**The task:**
Take each line containing "styles" and report it exactly as written.

**Dataset records:**

::::

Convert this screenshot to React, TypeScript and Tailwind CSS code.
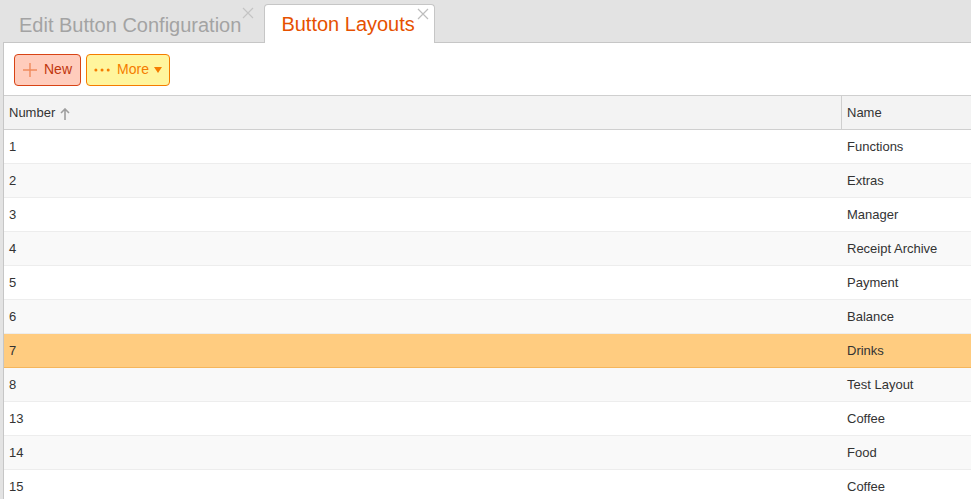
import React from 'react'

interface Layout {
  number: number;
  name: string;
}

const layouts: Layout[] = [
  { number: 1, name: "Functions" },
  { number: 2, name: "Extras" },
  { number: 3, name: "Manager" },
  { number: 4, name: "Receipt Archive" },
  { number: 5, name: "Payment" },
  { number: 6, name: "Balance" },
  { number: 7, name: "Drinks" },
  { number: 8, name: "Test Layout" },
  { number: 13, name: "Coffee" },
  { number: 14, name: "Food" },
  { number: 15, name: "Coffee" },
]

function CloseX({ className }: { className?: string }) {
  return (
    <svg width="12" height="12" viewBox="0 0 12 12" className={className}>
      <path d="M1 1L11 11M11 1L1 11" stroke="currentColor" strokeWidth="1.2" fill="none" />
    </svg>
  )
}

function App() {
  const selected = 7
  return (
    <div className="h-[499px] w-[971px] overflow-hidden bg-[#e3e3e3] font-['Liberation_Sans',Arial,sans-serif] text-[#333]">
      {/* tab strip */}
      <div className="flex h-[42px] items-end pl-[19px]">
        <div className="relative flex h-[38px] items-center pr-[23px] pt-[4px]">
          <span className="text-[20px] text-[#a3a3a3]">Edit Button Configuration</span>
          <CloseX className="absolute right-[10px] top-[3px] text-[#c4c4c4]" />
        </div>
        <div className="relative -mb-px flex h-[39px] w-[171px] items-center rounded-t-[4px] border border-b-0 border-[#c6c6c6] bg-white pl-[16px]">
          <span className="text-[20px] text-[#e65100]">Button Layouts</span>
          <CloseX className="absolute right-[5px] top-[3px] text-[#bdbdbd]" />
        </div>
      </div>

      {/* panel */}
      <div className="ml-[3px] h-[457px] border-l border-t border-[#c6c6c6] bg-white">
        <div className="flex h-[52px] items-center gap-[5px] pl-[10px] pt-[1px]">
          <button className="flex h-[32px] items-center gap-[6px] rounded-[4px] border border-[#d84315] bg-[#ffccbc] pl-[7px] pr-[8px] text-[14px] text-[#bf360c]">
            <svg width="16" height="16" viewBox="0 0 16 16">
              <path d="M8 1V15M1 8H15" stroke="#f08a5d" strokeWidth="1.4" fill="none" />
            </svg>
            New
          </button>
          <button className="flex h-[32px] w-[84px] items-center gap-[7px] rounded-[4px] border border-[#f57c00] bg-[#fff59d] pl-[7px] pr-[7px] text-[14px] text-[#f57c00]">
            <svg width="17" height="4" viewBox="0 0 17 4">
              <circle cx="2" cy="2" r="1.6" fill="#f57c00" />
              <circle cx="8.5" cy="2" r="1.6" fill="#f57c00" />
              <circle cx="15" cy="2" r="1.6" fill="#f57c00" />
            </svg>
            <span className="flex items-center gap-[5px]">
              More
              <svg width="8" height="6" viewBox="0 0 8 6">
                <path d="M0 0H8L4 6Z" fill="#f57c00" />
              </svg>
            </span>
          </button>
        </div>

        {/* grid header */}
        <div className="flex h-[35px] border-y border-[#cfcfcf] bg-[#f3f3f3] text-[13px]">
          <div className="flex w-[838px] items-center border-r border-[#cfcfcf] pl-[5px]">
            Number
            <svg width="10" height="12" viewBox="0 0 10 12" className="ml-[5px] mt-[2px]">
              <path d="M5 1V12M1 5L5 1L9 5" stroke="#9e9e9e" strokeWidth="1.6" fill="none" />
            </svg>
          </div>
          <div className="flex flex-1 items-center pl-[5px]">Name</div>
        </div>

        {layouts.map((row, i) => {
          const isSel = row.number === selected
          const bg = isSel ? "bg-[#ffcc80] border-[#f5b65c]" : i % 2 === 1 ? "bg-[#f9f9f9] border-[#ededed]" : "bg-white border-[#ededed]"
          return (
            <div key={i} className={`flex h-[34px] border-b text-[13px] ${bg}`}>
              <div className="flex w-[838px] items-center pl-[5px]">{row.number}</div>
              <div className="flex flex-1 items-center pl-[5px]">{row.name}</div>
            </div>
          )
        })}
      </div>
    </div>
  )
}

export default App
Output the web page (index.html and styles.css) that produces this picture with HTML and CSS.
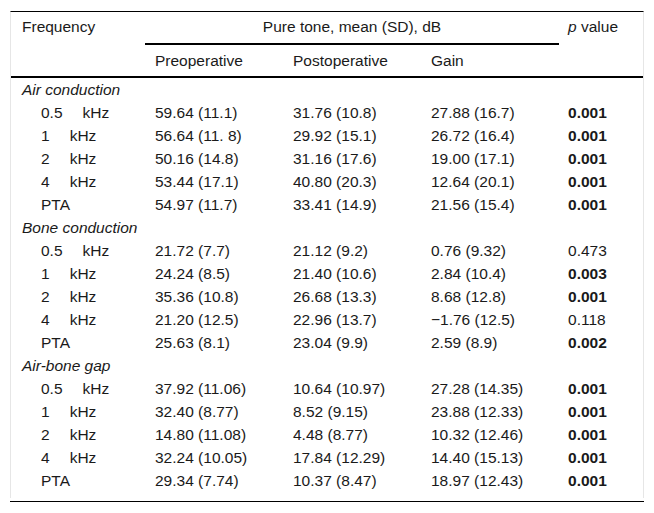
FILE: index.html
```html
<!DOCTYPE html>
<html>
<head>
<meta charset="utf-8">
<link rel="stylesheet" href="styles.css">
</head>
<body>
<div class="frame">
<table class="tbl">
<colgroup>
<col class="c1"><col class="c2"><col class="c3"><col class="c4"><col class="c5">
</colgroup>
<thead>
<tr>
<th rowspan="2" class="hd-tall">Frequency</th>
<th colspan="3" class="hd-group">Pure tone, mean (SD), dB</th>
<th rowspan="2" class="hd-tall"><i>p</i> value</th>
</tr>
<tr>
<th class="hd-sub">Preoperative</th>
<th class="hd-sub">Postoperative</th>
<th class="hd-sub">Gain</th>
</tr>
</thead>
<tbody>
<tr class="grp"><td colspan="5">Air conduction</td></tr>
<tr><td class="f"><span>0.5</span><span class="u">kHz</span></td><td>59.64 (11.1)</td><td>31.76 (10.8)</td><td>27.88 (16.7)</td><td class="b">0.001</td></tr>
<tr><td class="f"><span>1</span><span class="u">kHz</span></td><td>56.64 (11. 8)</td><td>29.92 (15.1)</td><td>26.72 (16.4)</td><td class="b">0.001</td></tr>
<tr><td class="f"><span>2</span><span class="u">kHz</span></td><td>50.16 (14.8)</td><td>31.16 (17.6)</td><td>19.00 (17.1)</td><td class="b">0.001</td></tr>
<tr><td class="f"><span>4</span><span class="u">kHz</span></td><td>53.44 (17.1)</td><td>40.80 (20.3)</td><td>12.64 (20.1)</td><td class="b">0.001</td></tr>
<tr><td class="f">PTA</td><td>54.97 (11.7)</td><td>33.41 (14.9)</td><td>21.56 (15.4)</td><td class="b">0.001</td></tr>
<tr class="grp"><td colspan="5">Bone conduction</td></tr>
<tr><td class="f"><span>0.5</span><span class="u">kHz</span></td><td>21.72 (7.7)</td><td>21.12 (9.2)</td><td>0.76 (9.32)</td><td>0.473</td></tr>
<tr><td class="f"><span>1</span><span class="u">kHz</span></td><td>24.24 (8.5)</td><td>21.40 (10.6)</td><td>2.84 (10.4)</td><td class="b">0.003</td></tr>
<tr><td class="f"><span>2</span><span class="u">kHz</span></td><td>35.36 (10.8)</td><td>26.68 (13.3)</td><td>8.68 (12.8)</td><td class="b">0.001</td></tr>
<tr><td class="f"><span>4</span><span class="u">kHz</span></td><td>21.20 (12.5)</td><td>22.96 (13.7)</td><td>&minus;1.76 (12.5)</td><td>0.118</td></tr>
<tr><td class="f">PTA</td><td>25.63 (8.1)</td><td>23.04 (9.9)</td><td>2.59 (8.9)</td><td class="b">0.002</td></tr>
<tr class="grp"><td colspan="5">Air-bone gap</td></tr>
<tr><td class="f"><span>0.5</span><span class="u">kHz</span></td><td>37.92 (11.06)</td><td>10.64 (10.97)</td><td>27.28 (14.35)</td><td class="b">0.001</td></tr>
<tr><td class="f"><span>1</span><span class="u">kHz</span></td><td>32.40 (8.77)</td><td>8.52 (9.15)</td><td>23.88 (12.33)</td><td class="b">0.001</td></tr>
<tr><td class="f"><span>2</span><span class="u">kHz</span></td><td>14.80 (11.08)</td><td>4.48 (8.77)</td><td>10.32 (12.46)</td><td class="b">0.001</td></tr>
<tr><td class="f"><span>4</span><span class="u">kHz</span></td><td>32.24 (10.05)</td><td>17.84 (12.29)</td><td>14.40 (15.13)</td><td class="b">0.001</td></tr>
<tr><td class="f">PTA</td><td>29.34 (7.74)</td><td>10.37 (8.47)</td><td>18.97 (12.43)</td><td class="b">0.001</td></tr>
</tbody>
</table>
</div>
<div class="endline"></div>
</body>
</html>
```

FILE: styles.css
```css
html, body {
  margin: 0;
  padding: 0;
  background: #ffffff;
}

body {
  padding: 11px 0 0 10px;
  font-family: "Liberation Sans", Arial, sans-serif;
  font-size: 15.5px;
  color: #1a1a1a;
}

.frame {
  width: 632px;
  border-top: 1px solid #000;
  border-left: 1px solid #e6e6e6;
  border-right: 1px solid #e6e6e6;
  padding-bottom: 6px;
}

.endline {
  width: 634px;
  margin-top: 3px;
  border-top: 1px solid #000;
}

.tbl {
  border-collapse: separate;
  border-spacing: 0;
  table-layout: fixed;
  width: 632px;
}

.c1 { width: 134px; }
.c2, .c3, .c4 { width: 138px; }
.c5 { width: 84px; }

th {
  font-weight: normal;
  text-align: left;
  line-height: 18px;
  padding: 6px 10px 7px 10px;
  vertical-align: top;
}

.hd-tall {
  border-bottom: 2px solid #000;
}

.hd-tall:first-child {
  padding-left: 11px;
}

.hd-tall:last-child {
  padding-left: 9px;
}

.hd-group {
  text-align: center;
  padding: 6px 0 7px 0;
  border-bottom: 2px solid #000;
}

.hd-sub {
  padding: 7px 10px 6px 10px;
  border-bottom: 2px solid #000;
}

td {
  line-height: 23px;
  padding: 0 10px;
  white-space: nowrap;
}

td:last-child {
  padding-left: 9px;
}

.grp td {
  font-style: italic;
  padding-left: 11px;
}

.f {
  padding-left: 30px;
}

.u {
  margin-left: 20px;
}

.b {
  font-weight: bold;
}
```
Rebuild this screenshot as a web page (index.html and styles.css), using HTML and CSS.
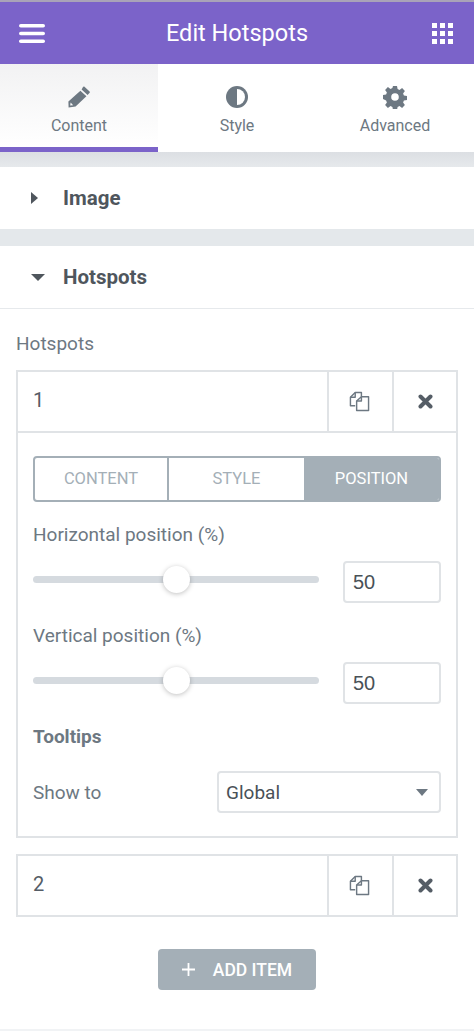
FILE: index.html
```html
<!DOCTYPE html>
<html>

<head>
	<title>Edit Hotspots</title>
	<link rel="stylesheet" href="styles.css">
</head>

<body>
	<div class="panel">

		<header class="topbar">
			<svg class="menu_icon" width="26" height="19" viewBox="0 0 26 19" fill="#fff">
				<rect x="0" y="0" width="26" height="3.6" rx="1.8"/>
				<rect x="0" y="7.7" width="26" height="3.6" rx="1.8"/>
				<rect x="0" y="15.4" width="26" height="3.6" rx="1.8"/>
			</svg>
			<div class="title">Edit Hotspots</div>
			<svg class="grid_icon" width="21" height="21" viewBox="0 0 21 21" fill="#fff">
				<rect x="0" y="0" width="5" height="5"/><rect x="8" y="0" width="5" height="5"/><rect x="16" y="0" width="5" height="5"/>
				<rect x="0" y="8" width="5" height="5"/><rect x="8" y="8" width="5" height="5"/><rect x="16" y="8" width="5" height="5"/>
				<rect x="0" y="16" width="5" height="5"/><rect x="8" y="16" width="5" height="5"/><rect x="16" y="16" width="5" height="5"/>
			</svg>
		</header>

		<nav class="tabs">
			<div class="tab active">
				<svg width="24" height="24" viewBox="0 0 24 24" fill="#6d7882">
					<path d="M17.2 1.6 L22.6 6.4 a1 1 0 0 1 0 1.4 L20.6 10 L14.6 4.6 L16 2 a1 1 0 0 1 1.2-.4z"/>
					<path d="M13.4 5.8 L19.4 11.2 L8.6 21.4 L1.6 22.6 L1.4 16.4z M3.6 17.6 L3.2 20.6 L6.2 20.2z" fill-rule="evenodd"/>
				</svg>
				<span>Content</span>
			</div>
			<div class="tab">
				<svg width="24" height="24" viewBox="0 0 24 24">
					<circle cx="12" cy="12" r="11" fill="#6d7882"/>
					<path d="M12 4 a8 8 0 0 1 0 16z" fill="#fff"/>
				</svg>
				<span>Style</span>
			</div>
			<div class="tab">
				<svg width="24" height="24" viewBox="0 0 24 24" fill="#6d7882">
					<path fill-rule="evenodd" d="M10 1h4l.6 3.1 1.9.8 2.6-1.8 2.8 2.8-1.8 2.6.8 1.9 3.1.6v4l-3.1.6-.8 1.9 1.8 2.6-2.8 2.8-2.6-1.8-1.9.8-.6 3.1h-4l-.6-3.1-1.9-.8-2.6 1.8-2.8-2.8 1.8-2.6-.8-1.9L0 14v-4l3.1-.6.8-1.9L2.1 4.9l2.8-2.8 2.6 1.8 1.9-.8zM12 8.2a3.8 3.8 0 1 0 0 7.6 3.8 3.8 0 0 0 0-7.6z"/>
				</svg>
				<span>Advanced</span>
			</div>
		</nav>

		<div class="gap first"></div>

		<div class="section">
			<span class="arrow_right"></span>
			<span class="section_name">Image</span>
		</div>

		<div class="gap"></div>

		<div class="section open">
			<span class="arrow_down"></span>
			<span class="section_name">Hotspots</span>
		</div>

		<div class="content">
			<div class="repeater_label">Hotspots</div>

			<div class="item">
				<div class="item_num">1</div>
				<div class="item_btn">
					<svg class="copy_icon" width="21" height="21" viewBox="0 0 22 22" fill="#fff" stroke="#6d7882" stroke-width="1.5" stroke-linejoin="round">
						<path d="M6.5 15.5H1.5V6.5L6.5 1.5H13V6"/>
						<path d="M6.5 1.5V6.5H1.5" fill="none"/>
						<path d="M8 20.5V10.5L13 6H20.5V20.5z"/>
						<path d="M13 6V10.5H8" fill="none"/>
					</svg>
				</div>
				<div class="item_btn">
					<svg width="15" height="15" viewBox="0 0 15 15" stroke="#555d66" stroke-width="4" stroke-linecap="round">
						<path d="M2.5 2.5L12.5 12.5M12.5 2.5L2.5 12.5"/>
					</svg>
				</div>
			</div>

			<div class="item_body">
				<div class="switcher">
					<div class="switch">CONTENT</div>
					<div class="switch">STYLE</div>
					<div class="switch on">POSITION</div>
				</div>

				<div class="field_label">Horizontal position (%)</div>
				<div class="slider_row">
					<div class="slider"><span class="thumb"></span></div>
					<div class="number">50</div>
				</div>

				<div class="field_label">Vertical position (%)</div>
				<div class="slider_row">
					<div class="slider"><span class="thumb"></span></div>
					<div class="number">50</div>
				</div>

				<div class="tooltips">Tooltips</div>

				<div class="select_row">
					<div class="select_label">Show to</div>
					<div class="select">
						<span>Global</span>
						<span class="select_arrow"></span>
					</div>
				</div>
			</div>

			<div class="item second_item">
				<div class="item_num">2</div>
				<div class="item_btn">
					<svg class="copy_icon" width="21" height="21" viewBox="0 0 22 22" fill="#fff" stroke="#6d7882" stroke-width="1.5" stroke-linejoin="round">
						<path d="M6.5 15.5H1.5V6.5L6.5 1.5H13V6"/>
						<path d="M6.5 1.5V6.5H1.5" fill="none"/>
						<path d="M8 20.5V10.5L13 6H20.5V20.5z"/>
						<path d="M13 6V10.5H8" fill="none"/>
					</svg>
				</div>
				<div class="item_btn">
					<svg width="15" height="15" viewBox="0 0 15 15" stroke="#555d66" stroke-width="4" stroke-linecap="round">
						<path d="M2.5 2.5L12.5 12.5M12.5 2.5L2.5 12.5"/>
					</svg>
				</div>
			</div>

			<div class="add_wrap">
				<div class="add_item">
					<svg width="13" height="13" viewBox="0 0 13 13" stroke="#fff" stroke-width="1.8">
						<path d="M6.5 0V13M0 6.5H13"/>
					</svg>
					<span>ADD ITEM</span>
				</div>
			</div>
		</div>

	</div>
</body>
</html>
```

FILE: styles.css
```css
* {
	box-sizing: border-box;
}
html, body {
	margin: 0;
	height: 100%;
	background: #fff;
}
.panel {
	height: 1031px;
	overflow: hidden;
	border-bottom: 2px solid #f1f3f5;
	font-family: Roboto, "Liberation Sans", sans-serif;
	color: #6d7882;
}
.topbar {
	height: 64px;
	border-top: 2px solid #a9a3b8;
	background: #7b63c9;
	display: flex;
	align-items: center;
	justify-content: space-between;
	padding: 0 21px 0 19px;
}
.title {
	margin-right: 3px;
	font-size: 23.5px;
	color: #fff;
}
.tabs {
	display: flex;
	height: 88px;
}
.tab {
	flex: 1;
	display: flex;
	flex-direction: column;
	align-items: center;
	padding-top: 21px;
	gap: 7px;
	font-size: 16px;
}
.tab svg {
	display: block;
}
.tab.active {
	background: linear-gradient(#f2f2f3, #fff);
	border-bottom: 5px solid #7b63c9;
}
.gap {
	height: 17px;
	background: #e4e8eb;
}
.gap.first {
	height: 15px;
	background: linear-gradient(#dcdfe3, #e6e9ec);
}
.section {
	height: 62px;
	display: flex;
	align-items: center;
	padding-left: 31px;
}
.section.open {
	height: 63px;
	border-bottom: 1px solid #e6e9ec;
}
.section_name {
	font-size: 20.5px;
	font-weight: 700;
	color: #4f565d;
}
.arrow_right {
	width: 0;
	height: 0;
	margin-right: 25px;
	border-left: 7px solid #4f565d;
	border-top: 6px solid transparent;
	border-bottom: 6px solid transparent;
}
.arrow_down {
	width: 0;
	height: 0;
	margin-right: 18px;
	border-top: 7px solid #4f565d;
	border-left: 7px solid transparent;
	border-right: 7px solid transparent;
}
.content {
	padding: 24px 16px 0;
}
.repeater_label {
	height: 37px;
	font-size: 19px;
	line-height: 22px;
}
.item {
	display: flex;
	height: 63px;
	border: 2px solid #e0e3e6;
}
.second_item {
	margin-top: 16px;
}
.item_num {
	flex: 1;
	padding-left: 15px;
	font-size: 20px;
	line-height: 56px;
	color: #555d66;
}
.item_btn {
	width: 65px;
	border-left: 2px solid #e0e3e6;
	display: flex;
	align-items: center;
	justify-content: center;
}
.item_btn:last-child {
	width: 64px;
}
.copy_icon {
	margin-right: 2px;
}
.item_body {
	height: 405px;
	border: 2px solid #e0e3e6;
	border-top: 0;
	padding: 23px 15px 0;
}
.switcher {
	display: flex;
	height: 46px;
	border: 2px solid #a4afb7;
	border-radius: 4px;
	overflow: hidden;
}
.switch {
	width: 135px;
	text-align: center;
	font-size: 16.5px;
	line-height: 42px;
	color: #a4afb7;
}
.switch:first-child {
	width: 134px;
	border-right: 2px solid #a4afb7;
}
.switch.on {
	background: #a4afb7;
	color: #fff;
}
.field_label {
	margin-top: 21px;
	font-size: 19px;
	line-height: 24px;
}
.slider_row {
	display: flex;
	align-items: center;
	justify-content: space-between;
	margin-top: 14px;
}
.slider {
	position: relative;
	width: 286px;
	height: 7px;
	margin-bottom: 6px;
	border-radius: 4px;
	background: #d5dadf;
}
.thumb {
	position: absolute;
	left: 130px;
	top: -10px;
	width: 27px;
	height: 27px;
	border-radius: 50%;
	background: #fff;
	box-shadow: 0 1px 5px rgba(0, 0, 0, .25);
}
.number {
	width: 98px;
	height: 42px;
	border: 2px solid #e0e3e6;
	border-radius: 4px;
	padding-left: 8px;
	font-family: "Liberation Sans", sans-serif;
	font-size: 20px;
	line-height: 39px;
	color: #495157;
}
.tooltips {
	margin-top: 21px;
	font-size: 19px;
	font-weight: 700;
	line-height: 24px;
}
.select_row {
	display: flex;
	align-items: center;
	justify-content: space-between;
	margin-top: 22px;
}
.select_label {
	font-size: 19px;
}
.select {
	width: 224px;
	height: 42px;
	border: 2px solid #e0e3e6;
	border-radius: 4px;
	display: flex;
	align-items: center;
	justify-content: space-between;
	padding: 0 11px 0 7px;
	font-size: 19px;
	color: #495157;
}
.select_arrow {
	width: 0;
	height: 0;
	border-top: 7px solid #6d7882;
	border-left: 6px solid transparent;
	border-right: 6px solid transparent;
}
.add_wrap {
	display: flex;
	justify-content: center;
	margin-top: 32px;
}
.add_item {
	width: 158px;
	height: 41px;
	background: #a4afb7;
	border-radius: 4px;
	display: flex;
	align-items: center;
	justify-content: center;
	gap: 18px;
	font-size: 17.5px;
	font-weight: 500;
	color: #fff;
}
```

::::

**Exercise result:**
Output the web page (index.html and styles.css) that produces this picture with HTML and CSS.
<link rel="stylesheet" href="styles.css">
FILE: styles.css
Rebuild this screenshot as a web page (index.html and styles.css), using HTML and CSS.
	<link rel="stylesheet" href="styles.css">
FILE: styles.css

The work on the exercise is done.